149/A XXVIII. GP

Eingebracht am 26.03.2025
Dieser Text wurde elektronisch übermittelt. Abweichungen vom Original sind möglich.

ANTRAG

der Abgeordneten Olga Voglauer, Freundinnen und Freunde

 

 

betreffend ein Bundesverfassungsgesetz, mit dem das Bundes-Verfassungsgesetz geändert wird

 

 

 

Der Nationalrat wolle beschließen:

 

Bundesverfassungsgesetz, mit dem das Bundes-Verfassungsgesetz geändert wird

 

Der Nationalrat hat beschlossen:

 

Das Bundes-Verfassungsgesetz (B-VG), BGBl. Nr. 1/1930, zuletzt geändert durch BGBl. I Nr. 89/2024, wird wie folgt geändert:

 

 

1. Artikel 148g Abs. 2 lautet:

 

„Die Mitglieder der Volksanwaltschaft werden vom Nationalrat bei Anwesenheit von mindestens der Hälfte seiner Mitglieder und einer Mehrheit von zwei Dritteln der abgegebenen Stimmen auf Grund eines Gesamtvorschlages des Hauptausschusses, der ebenfalls bei Anwesenheit von mindestens der Hälfte seiner Mitglieder und einer Mehrheit von zwei Dritteln der abgegebenen Stimmen beschlossen wird, gewählt. Dem Gesamtvorschlag hat ein öffentliches Ausschreibungsverfahren voranzugehen.
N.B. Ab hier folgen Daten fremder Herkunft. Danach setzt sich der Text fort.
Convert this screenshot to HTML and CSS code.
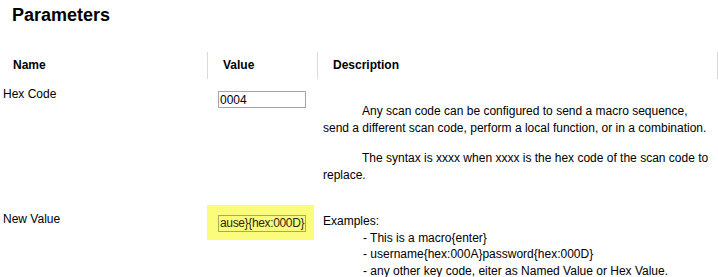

Die Reihung der Kandidaten nach Qualifikation erfolgt durch eine Auswahlkommission, die sich aus Vertretern zivilgesellschaftlicher Organisationen im Bereich der Menschenrechte und aus Experten im Bereich der Verfassung, Verwaltung und der Menschenrechte zusammensetzt. Die Kandidaten stellen sich einer öffentlichen Anhörung im Hauptausschuss. Nähere Bestimmungen dazu werden in der Geschäftsordnung des Nationalrates und im Volksanwaltschaftsgesetz getroffen. Die Mitglieder der Volksanwaltschaft leisten vor Antritt ihres Amtes dem Bundespräsidenten die Angelobung."

 

2. Artikel 148g Abs. 3 erster Satz lautet:

 

„Der Vorsitz in der Volksanwaltschaft wechselt jährlich zwischen den Mitgliedern in der sich aus dem Lebensalter ergebenden Reihenfolge."

 

3. Artikel 148g Abs. 4 lautet:

 

„Im Falle des vorzeitigen Ausscheidens eines Mitglieds der Volksanwaltschaft ist die Wahl des neuen Mitglieds gemäß Abs. 2 durchzuführen."

 

 

Begründung:

 

Der Bestellmodus der Volksanwaltschaft, der noch auf das Jahr 1977 zurückgeht, ist mittlerweile überholt. Bereits im Jahr 2000 betonte der Universitätsprofessor und Verfassungsjurist Walter Mayer diesbezüglich: „Die Art der Bestellung und die Bestellungsvoraussetzungen sind für die Effektivität der Kontrolle keineswegs optimal (Personen des Vertrauens der politischen Parteien die ihrerseits –zumindest zum Teil- die zu kontrollierenden Stellen politisch tragen werden zu deren Kontrolle berufen).[1]

 

Zudem entspricht das österreichische Bestellverfahren nicht den Anforderungen der Venedig-Kommission des Europarates. Diese Kommission wurde eingerichtet um Staaten dabei zu unterstützen „ihre rechtlichen und institutionellen Strukturen mit den europäischen Standards und den internationalen Erfahrungen in den Bereichen Demokratie, Menschenrechte und Rechtsstaatlichkeit in Einklang zu bringen.[2]“ Peter Bußjäger, Verfassungsjurist an der Universität Innsbruck und Mitglied der Venedig Kommission bestätigt, dass Österreich den Richtlinien der Venedig Kommission nicht nachkommt und bei der Besetzung der Volksanwaltschaft Nachholbedarf hat. Bußjäger: "Es gibt kein Auswahlverfahren, sondern in der Praxis eine mehr oder weniger klandestine Entsendung nach Parteiräson.“[3]

 

Die Volksanwaltschaft ist für die Menschen in Österreich eine wichtige Anlaufstelle bei Problemen mit Behörden. Gesetzlich ist Sie zur Unabhängigkeit verpflichtet und ihre Mitglieder dürfen während ihrer Amtszeit kein politisches Amt ausüben. Durch den aktuellen Bestellmodus ist diese Unabhängigkeit nicht gewährleistet. Die enge Verzahnung zwischen den nominierenden Parteien und den von ihnen ausgewählten Personen zeigt sich allein dadurch, dass in der aktuellen und nun bald auslaufenden Funktionsperiode bereits zwei Nachnominierungen stattfinden mussten und zwar jeweils, weil die Volksanwälte in ein politisches Amt wechselten.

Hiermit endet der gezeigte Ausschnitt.